The sagacity of Tribe lies in the fact that no single theme holds its charge for too long, but instead bows to the whims of organic forces beyond even the musicians’ control. Classics like “Cornettology” provide bursts of focus within the album’s blurry terrain, but these are few and far between. Their shadows cycle through myriad rhythms, moods, and textures—each a testament to their creator’s unflagging spirit. Newer tunes are even more so inflected. Between the glorious, curry-flavored tangents of “Choctaw” and the billowing “Incognito,” Rava works the (mono)chromatic ways of his enigma with style. Guidi’s sparse pointillism is translator to the trumpeter’s code and smoothes things to the tenderest of finishes. Neither can we escape the photographic sensibilities of “Paris Baguette.” With a single click of his shutter, Rava evokes two lovers at an outdoor café, so intently locked into each other’s gaze that an oncoming storm poses no threat to their simpatico. “Planet Earth” emerges in likeminded spirit, a loving hymn to this place we call home, which despite its vagaries blossoms like this very music as a salve against the horrors we sometimes face. Here is also where Sferra shines with playing that is bubbling and spirited.

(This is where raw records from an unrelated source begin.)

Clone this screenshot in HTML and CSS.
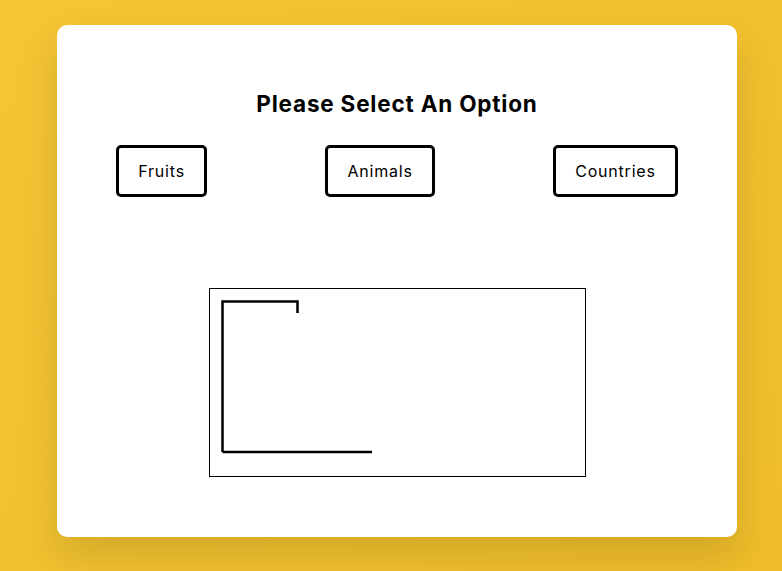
FILE: index.html
```html
<!DOCTYPE html>
<html>
<head>
<link rel="stylesheet" href="styles.css">
</head>
<body>

<div class="page">
  <div class="container">
    <h1 class="title">Please Select An Option</h1>
    <div class="options">
      <button class="option">Fruits</button>
      <button class="option">Animals</button>
      <button class="option">Countries</button>
    </div>
    <div class="board">
      <!-- gallows -->
      <svg width="375" height="187" viewBox="0 0 375 187">
        <polyline points="12.5,163 12.5,12.5 87.5,12.5 87.5,24" fill="none" stroke="#000" stroke-width="2.5"/>
        <line x1="12.5" y1="163" x2="162" y2="163" stroke="#000" stroke-width="2.5"/>
      </svg>
    </div>
  </div>
</div>

</body>
</html>
```

FILE: styles.css
```css
/* page background */
body {
  margin: 0;
  height: 571px;
  background: linear-gradient(135deg, #f4c534, #efbd2b);
  font-family: Inter, "Open Sans", sans-serif;
  overflow: hidden;
}

.page {
  display: flex;
  justify-content: center;
  padding: 25px 0 0 12px;
}

/* white card */
.container {
  width: 680px;
  height: 512px;
  box-sizing: border-box;
  padding-top: 64px;
  background-color: #fff;
  border-radius: 10px;
  box-shadow: 0 20px 40px rgba(0, 0, 0, 0.12);
  display: flex;
  flex-direction: column;
  align-items: center;
}

.title {
  margin: 0;
  font-size: 22.5px;
  line-height: 30px;
  letter-spacing: 0.8px;
  font-weight: 700;
  color: #000;
}

.options {
  width: 100%;
  margin-top: 26px;
  display: flex;
  justify-content: space-around;
}

.option {
  font-family: inherit;
  font-size: 16px;
  line-height: 24px;
  letter-spacing: 0.8px;
  padding: 11px 19px;
  background-color: #fff;
  color: #000;
  border: 3px solid #000;
  border-radius: 5px;
}

/* drawing area */
.board {
  margin-top: 91px;
  border: 1px solid #000;
  width: 375px;
  height: 187px;
}

.board svg {
  display: block;
}
```
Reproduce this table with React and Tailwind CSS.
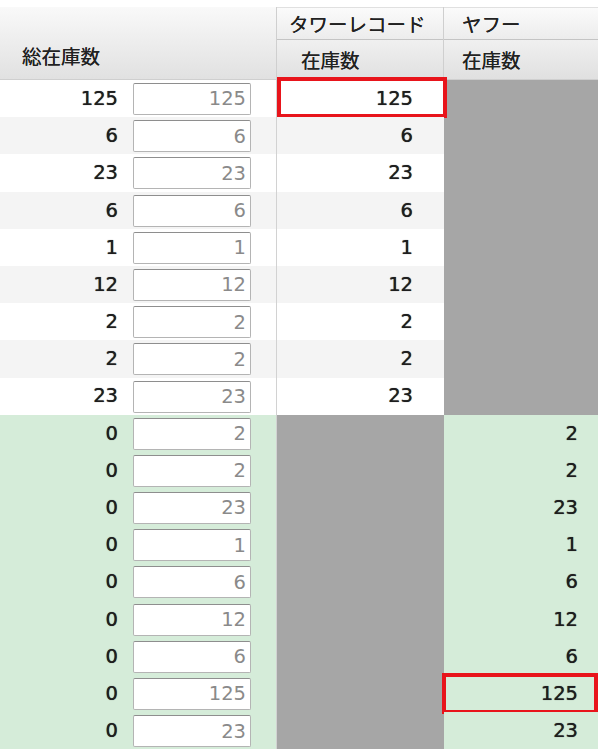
import React from 'react'

const whiteRows = [125, 6, 23, 6, 1, 12, 2, 2, 23]
const greenRows = [2, 2, 23, 1, 6, 12, 6, 125, 23]

const num = "font-['DejaVu_Sans',Verdana,sans-serif] text-[19.5px] [text-shadow:0_0_0.7px_currentColor]"
const jp = "font-['Noto_Sans_CJK_JP',sans-serif] text-[19.5px] text-[#222] [text-shadow:0_0_0.5px_#222]"

const StockInput = ({ value }) => (
  <div className='mt-[3px] ml-[8px] w-[118px] h-[32px] bg-white border border-[#b4b4b4] border-t-[#8e8e8e] rounded-[2px] flex items-center justify-end pr-[4px] text-[#8a8a8a] [text-shadow:none]'>
    {value}
  </div>
)

const Row = ({ total, input, tower, yahoo, stripe, green, redTower, redYahoo }) => {
  const leftBg = green ? 'bg-[#d5ecd9]' : stripe ? 'bg-[#f4f4f4]' : 'bg-white'
  return (
    <div className={`flex h-[37.2px] ${num}`}>
      <div className={`flex w-[277px] border-r border-[#d2d2d2] ${leftBg}`}>
        <div className='w-[125px] flex items-center justify-end pr-[7px] text-[#1e1e1e]'>{total}</div>
        <StockInput value={input} />
      </div>
      {green ? (
        <div className='w-[167px] bg-[#a6a6a6]' />
      ) : (
        <div className={`relative w-[167px] flex items-center justify-end pr-[31px] text-[#1e1e1e] ${leftBg}`}>
          {tower}
          {redTower && <div className='absolute left-0 -top-[3px] w-[170px] h-[41px] border-[4px] border-[#e8141b]' />}
        </div>
      )}
      {green ? (
        <div className='relative flex-1 flex items-center justify-end pr-[20px] text-[#1e1e1e] bg-[#d5ecd9]'>
          {yahoo}
          {redYahoo && <div className='absolute -left-[2px] -top-[2px] right-0 h-[41px] border-[4px] border-[#e8141b]' />}
        </div>
      ) : (
        <div className='flex-1 bg-[#a6a6a6]' />
      )}
    </div>
  )
}

const Header = () => (
  <div className='flex h-[80px] pt-[7px] bg-white'>
    <div className='w-[277px] flex items-end pb-[9px] pl-[22px] bg-gradient-to-b from-[#f9f9f9] to-[#e1e1e1] border-r border-b border-[#cfcfcf]'>
      <span className={jp}>総在庫数</span>
    </div>
    <div className='w-[167px] flex flex-col border-r border-[#cfcfcf]'>
      <div className='h-[33px] flex items-center pl-[12px] bg-gradient-to-b from-[#fbfbfb] to-[#ececec] border-b border-[#c4c4c4] border-t border-t-[#e0e0e0]'>
        <span className={jp}>タワーレコード</span>
      </div>
      <div className='flex-1 flex items-center pl-[24px] bg-gradient-to-b from-[#f0f0f0] to-[#e0e0e0] border-b border-[#cfcfcf]'>
        <span className={jp}>在庫数</span>
      </div>
    </div>
    <div className='flex-1 flex flex-col'>
      <div className='h-[33px] flex items-center pl-[18px] bg-gradient-to-b from-[#fbfbfb] to-[#ececec] border-b border-[#c4c4c4] border-t border-t-[#e0e0e0]'>
        <span className={jp}>ヤフー</span>
      </div>
      <div className='flex-1 flex items-center pl-[18px] bg-gradient-to-b from-[#f0f0f0] to-[#e0e0e0] border-b border-[#cfcfcf]'>
        <span className={jp}>在庫数</span>
      </div>
    </div>
  </div>
)

export default function App() {
  return (
    <div className='w-[598px] h-[753px] bg-white overflow-hidden'>
      <Header />
      {whiteRows.map((v, i) => (
        <Row key={'w' + i} total={v} input={v} tower={v} stripe={i % 2 === 1} redTower={i === 0} />
      ))}
      {greenRows.map((v, i) => (
        <Row key={'g' + i} total={0} input={v} yahoo={v} green redYahoo={i === 7} />
      ))}
    </div>
  )
}
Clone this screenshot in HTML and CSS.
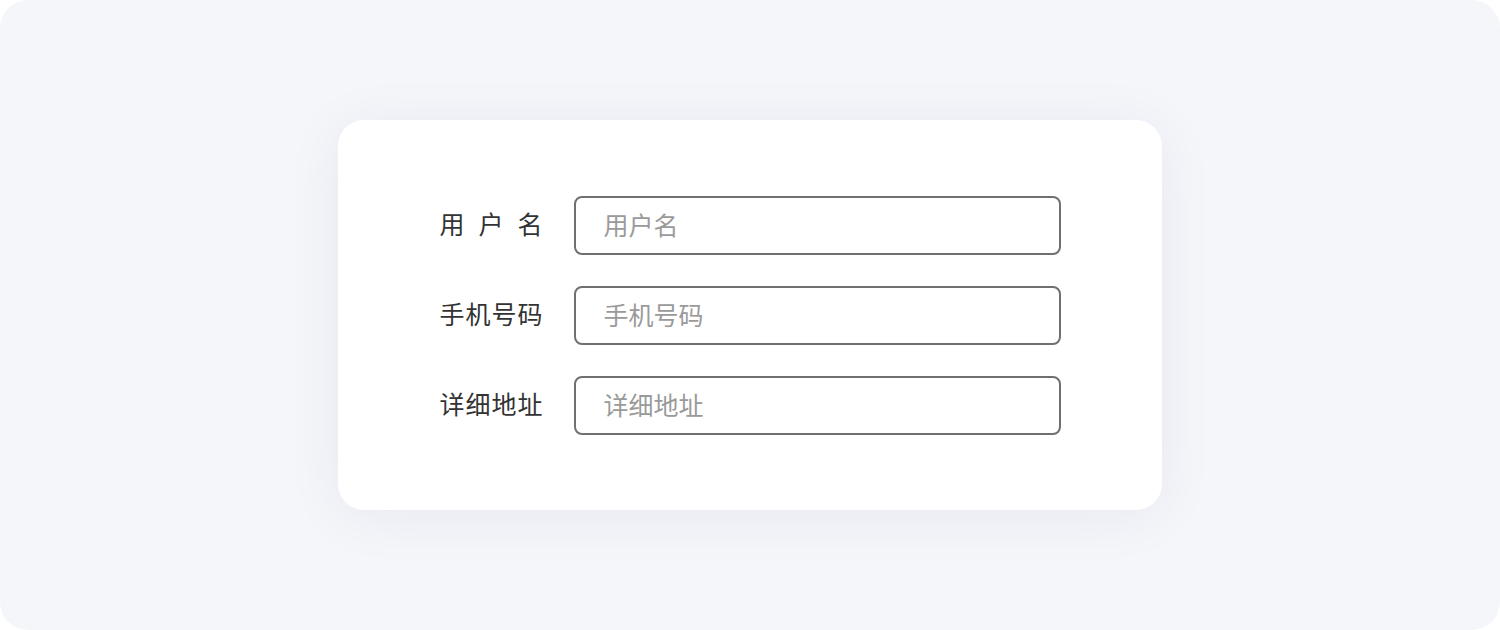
FILE: index.html
```html
<!DOCTYPE html>
<html lang="zh">
<head>
<meta charset="utf-8">
<link rel="stylesheet" href="styles.css">
</head>
<body>
<div class="page">
  <div class="card">
    <form class="form">
      <div class="row">
        <label class="label">用户名</label>
        <input class="input" type="text" placeholder="用户名">
      </div>
      <div class="row">
        <label class="label">手机号码</label>
        <input class="input" type="text" placeholder="手机号码">
      </div>
      <div class="row">
        <label class="label">详细地址</label>
        <input class="input" type="text" placeholder="详细地址">
      </div>
    </form>
  </div>
</div>
</body>
</html>
```
FILE: styles.css
```css
html, body {
  margin: 0;
  padding: 0;
  background: #ffffff;
}
.page {
  width: 1500px;
  height: 630px;
  box-sizing: border-box;
  background: #f5f6fa;
  border-radius: 28px;
  display: flex;
  align-items: center;
  justify-content: center;
  font-family: "Noto Sans CJK SC", "Noto Sans", sans-serif;
}
.card {
  width: 824px;
  height: 390px;
  box-sizing: border-box;
  background: #ffffff;
  border-radius: 26px;
  box-shadow: 0 6px 60px rgba(30, 40, 80, 0.06);
  display: flex;
  align-items: center;
  justify-content: center;
}
.form {
  display: flex;
  flex-direction: column;
  gap: 31px;
  margin: 0;
}
.row {
  display: flex;
  align-items: center;
  gap: 31px;
}
.label {
  width: 103px;
  font-size: 25px;
  color: #333333;
  text-align: justify;
  text-align-last: justify;
  line-height: 1;
  white-space: nowrap;
  padding-bottom: 3px;
}
.input {
  width: 487px;
  height: 59px;
  box-sizing: border-box;
  border: 2px solid #707070;
  border-radius: 8px;
  padding: 0 28px 3px;
  font-family: "Noto Sans CJK SC", "Noto Sans", sans-serif;
  font-size: 25px;
  color: #333333;
  background: #ffffff;
  outline: none;
  margin: 0;
}
.input::placeholder {
  color: #9a9a9a;
}
```
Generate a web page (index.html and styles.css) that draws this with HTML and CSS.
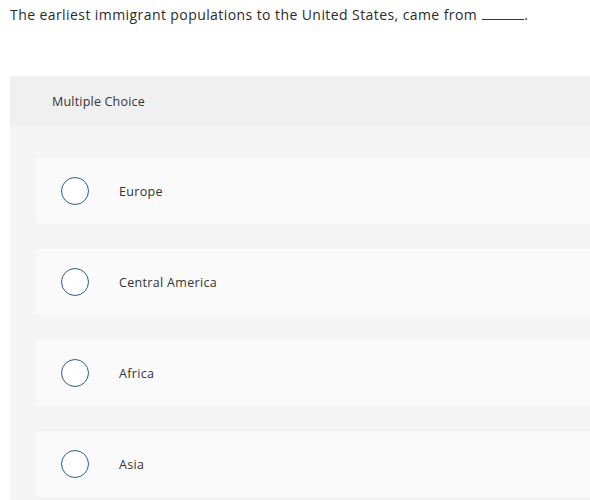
FILE: index.html
```html
<!DOCTYPE html>
<html>
<head>
<meta charset="utf-8">
<link rel="stylesheet" href="styles.css">
</head>
<body>
<div class="question">The earliest immigrant populations to the United States, came from <span class="blank"></span>.</div>
<div class="panel">
  <div class="panel-header">Multiple Choice</div>
  <div class="options">
    <div class="option"><span class="radio"></span><span class="label">Europe</span></div>
    <div class="option"><span class="radio"></span><span class="label">Central America</span></div>
    <div class="option"><span class="radio"></span><span class="label">Africa</span></div>
    <div class="option"><span class="radio"></span><span class="label">Asia</span></div>
  </div>
</div>
</body>
</html>
```
FILE: styles.css
```css
html, body {
  margin: 0;
  padding: 0;
  background: #ffffff;
  font-family: "Open Sans", "Liberation Sans", sans-serif;
  color: #333333;
}
.question {
  padding: 6px 10px 0 10px;
  height: 70px;
  box-sizing: border-box;
  font-size: 14px;
  line-height: 18px;
  letter-spacing: 0.42px;
  color: #2b2b2b;
}
.blank {
  display: inline-block;
  width: 42px;
  border-bottom: 1px solid #333;
  vertical-align: baseline;
  margin-left: 1px;
}
.panel {
  margin: 6px 0 0 10px;
  background: #f5f5f5;
  height: 424px;
}
.panel-header {
  height: 50px;
  background: #f0f0f0;
  padding-left: 42px;
  display: flex;
  align-items: center;
  font-size: 12.5px;
  letter-spacing: 0.2px;
  color: #333;
}
.options {
  padding: 32px 0 0 26px;
  display: flex;
  flex-direction: column;
  gap: 25px;
}
.option {
  height: 66px;
  background: #fafafa;
  border-radius: 3px 0 0 3px;
  display: flex;
  align-items: center;
  padding-left: 25px;
}
.radio {
  width: 28px;
  height: 28px;
  box-sizing: border-box;
  border: 1.5px solid #2f5d8c;
  border-radius: 50%;
  background: #ffffff;
  flex: none;
}
.label {
  margin-left: 30px;
  font-size: 12.5px;
  letter-spacing: 0.33px;
  color: #333;
}
```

Guitarist Giacomo Ancillotto sits in with the band on four tunes, adding especial tactility to “F. Express” (reprised from its buried appearance on Opening Night) and “Tears For Neda.” With solemnity and grace, Ancillotto draws subtlest attention to himself. He compresses the power of travel into lyric balladry, drawing strings of light from earth to stars and playing the night air like the soundtrack to a dream. Two shorter pieces, “Garbage Can Blues” and “Song Tree,” round out the set with fresher feelings, burnished like cork and cherry blossom spray. The overall effect is such that any gestures of regularity glow like phosphorous in the session’s emotional mise-en-scène, leaving us with souvenirs unlike any we’ve heard before.